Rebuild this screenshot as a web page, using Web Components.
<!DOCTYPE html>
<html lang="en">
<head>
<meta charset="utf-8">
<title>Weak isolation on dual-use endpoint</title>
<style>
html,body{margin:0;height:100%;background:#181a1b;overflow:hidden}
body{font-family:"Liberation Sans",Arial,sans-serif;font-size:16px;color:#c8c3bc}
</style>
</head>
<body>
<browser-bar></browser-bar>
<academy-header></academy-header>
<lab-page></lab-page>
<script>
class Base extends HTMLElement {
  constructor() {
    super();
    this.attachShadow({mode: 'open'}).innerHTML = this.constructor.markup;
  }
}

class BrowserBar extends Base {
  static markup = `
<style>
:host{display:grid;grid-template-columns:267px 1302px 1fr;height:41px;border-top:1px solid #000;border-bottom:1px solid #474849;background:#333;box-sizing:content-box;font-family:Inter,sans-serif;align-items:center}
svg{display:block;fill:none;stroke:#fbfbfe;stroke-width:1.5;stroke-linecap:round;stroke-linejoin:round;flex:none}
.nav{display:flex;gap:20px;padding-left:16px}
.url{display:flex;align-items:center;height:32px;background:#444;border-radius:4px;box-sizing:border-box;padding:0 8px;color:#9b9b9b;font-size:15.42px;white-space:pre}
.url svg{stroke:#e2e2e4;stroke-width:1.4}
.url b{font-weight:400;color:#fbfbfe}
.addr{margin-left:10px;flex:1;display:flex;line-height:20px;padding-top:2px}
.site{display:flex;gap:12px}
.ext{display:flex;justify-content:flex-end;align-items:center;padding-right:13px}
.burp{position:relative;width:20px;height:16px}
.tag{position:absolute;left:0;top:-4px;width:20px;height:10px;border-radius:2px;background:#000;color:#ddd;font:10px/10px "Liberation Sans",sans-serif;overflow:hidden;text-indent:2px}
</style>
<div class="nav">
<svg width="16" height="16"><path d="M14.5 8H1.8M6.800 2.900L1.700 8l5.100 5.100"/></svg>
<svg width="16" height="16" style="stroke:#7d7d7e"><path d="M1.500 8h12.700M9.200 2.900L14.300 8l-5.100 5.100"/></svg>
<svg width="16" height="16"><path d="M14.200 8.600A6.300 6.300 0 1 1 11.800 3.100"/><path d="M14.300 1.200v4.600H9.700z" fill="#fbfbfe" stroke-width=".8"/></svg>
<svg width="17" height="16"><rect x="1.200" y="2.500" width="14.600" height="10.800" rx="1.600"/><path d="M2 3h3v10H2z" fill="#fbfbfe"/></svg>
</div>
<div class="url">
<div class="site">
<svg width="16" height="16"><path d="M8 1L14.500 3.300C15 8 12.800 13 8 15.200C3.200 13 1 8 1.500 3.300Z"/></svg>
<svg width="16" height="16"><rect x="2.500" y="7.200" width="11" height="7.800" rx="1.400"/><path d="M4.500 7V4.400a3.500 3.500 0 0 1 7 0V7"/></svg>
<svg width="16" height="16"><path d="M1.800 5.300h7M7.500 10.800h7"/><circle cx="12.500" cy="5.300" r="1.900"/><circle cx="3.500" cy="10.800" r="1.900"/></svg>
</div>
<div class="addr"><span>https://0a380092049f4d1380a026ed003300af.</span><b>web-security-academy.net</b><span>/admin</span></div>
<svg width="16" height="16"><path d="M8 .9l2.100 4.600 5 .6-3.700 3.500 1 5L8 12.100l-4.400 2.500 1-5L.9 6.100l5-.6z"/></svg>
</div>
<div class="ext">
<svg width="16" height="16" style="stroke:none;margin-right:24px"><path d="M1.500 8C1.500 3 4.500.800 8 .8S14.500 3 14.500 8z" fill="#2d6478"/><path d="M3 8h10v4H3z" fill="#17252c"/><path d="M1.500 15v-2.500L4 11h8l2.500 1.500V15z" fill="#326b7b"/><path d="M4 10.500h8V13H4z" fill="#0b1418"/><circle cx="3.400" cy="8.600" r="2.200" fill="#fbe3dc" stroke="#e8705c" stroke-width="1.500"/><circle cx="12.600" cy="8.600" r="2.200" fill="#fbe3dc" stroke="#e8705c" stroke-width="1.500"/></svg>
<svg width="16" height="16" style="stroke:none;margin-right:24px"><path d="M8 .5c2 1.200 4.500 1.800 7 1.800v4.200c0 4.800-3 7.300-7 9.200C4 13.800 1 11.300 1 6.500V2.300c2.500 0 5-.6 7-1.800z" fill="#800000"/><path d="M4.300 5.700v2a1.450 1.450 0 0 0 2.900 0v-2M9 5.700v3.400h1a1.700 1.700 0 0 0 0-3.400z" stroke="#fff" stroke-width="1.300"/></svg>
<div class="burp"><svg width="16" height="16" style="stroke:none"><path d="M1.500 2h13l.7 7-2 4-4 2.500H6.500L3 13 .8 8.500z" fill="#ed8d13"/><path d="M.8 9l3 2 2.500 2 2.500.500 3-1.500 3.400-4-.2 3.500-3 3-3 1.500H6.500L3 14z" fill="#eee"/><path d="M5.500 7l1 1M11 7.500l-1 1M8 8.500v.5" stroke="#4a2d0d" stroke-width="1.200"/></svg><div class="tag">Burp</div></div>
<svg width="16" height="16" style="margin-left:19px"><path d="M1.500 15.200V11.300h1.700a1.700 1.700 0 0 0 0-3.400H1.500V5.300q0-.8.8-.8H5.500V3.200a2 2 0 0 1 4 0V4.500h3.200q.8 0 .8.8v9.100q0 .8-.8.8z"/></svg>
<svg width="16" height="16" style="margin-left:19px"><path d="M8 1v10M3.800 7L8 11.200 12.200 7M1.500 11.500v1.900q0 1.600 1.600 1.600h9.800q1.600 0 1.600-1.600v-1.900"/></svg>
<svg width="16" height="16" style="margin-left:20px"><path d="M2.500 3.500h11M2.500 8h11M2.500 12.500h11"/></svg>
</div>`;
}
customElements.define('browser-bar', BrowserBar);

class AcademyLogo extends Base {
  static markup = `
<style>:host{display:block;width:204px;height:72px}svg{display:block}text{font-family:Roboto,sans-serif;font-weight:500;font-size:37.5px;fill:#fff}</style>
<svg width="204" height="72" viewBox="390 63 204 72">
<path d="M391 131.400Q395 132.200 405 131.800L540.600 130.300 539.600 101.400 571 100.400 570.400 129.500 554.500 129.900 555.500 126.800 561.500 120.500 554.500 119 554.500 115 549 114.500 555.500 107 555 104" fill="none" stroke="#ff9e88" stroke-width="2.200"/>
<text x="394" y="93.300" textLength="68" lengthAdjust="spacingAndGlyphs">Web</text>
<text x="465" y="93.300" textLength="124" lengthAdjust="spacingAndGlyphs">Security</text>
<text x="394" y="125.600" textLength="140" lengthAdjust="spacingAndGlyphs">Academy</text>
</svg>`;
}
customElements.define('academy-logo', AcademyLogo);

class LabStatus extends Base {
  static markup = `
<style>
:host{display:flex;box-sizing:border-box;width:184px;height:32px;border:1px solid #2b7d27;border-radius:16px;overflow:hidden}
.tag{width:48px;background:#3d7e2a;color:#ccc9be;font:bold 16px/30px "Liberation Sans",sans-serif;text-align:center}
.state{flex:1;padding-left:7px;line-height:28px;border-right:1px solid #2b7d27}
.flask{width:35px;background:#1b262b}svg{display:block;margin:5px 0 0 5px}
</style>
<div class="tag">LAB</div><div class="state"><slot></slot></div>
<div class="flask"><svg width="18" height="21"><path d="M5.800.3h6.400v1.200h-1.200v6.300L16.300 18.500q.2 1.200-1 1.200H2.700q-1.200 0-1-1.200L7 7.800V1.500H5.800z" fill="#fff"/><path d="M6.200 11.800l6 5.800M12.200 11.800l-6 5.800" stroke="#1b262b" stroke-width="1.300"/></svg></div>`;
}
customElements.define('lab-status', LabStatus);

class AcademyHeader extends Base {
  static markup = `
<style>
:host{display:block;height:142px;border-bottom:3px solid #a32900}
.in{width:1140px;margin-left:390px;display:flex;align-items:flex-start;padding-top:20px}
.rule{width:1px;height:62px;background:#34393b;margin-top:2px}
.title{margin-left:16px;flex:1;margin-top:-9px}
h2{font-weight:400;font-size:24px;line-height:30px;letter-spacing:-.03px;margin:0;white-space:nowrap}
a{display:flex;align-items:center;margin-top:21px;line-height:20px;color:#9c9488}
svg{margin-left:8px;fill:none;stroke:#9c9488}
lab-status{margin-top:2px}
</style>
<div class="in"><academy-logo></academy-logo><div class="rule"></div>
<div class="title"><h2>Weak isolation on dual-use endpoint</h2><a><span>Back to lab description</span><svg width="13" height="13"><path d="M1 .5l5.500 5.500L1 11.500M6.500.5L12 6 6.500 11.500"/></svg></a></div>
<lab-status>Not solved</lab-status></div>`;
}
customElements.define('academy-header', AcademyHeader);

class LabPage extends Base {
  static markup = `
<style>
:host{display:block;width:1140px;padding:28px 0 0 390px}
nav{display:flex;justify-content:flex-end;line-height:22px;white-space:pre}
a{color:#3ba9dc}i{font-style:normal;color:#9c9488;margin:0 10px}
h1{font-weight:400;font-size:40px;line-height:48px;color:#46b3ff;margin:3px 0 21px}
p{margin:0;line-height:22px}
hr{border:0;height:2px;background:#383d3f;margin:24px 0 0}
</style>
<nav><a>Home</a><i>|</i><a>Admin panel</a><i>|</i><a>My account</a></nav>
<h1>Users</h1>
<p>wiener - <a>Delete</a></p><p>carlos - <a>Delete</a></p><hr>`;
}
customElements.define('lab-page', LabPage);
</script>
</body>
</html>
____
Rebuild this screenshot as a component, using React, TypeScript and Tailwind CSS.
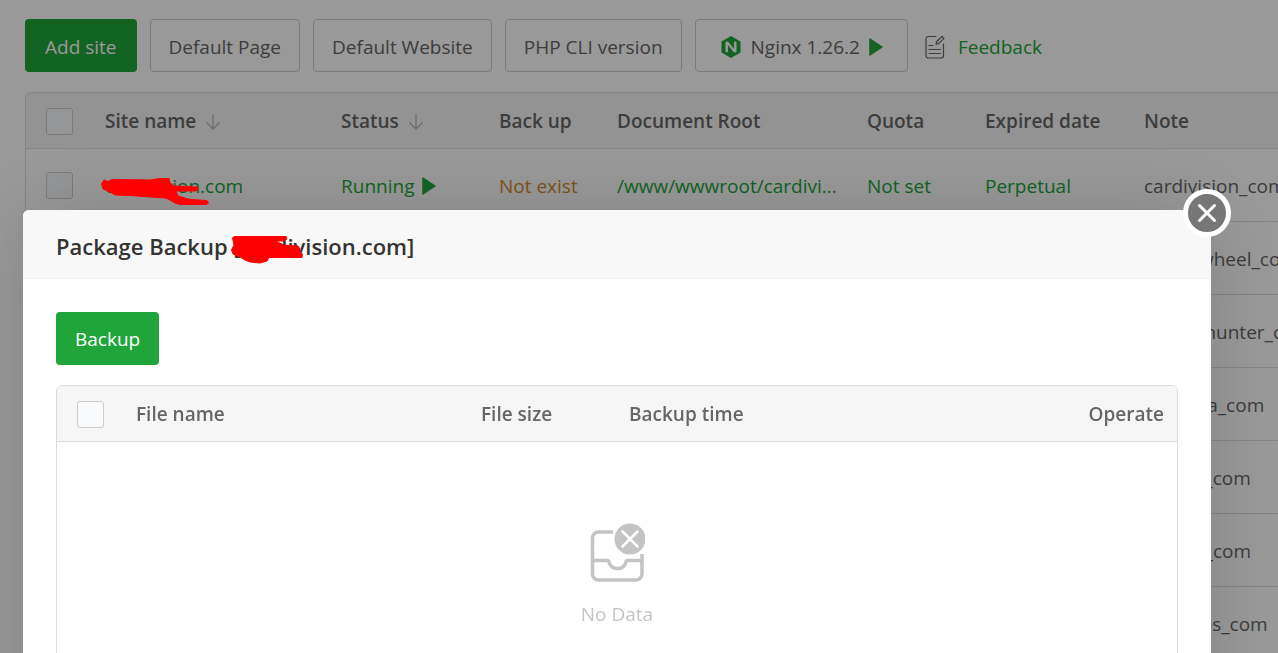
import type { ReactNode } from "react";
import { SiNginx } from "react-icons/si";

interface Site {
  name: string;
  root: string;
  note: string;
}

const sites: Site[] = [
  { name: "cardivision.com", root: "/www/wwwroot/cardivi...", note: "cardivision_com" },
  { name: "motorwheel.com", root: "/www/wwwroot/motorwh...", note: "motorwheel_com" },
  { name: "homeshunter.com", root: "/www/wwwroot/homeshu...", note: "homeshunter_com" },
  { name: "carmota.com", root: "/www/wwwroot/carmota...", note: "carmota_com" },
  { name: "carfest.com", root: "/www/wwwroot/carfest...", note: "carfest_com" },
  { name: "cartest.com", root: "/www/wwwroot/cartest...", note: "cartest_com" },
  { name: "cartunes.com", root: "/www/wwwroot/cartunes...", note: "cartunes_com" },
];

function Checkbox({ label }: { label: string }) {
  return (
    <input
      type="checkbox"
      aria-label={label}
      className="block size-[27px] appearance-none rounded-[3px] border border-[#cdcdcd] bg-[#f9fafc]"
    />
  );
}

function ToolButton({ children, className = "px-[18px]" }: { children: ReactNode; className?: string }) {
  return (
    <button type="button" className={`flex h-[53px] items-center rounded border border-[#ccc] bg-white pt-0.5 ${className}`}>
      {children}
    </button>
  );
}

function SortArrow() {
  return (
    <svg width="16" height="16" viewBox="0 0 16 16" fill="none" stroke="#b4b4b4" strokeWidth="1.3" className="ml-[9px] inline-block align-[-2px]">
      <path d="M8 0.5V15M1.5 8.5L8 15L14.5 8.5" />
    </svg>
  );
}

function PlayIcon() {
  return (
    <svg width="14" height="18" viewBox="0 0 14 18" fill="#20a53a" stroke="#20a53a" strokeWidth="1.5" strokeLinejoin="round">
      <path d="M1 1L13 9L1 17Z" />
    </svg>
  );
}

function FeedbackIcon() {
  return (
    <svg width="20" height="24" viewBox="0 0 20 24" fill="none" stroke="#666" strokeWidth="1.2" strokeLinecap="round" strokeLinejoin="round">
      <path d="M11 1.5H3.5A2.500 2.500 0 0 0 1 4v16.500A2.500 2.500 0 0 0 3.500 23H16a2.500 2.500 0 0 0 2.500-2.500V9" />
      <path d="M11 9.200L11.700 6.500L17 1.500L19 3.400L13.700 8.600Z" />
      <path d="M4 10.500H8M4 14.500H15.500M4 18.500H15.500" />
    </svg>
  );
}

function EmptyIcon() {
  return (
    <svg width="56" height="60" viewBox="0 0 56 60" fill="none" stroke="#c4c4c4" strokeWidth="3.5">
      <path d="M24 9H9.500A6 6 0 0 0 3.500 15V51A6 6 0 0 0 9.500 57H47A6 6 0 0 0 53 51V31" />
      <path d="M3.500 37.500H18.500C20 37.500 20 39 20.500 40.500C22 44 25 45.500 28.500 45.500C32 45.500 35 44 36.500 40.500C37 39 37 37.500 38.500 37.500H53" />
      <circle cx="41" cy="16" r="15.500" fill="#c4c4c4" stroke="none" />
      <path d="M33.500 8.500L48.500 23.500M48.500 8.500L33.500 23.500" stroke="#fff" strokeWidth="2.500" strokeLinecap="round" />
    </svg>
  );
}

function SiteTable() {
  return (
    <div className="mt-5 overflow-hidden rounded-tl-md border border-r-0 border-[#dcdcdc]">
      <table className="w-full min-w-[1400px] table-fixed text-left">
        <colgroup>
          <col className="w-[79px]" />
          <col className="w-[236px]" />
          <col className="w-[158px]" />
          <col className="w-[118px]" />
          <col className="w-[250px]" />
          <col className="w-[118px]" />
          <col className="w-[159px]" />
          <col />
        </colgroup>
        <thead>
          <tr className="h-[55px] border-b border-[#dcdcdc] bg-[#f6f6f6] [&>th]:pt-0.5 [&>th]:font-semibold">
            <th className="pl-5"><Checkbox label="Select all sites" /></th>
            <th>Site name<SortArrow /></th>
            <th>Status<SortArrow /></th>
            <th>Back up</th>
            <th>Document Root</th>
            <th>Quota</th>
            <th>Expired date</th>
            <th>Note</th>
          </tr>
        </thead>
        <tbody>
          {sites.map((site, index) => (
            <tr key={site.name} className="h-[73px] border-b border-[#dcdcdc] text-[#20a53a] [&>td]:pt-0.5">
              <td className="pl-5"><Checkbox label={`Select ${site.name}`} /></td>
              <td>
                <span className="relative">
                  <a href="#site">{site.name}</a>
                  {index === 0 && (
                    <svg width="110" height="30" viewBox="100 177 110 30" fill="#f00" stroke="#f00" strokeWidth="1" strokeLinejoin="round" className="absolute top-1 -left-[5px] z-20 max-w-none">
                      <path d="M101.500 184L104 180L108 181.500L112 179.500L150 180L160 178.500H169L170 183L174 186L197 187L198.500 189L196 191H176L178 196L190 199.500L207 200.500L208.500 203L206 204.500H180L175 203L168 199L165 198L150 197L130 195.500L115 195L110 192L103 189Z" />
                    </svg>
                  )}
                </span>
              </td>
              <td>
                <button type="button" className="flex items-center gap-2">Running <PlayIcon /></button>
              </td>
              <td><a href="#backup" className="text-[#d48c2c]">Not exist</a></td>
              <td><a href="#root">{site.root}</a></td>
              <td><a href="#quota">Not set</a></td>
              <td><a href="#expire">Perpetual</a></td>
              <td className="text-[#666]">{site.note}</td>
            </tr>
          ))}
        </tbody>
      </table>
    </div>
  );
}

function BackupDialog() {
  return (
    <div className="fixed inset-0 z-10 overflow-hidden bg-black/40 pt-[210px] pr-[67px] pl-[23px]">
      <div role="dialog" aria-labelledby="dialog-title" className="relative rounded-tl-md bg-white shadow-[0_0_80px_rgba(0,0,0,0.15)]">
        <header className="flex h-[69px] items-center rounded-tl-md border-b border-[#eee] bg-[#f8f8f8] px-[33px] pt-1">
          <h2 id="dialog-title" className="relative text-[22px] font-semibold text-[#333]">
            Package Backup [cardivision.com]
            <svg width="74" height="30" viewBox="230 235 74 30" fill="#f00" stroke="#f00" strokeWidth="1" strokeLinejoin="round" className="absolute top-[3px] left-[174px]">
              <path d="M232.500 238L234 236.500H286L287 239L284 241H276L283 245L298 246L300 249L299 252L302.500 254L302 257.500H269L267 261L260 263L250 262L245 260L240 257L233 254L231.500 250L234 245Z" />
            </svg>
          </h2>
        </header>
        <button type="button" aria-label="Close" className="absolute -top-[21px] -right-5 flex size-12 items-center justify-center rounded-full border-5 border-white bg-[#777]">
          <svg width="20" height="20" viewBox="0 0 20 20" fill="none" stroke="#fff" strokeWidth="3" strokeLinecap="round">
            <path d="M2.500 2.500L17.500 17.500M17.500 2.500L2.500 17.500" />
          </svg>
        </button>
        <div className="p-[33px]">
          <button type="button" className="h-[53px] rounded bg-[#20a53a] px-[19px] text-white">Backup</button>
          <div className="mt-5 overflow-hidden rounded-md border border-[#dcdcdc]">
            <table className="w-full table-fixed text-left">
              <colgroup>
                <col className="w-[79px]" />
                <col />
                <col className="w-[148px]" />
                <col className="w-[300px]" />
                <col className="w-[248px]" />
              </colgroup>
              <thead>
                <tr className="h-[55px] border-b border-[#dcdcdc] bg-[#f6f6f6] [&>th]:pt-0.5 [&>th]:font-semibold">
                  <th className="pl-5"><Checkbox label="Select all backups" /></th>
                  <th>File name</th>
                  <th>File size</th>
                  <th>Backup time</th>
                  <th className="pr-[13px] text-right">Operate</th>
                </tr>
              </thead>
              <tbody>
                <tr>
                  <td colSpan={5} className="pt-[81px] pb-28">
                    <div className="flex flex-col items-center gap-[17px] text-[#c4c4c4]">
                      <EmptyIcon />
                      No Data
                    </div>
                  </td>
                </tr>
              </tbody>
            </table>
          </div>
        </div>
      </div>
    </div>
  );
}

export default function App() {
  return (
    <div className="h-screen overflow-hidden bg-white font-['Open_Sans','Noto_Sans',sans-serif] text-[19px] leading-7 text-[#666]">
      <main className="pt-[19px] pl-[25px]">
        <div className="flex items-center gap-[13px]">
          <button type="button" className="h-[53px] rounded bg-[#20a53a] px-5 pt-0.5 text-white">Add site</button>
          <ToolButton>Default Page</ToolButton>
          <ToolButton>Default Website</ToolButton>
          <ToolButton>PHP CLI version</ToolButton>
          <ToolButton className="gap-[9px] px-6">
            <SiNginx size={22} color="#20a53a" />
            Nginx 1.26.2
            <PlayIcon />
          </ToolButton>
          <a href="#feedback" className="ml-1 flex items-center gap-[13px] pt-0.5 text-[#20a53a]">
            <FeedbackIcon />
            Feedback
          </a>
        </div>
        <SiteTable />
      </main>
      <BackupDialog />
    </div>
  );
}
____
Problem requirements: Pull out all lines containing the word "Rebuild" from the entries above.

Solution:
Rebuild this screenshot as a web page, using Web Components.
Rebuild this screenshot as a component, using React, TypeScript and Tailwind CSS.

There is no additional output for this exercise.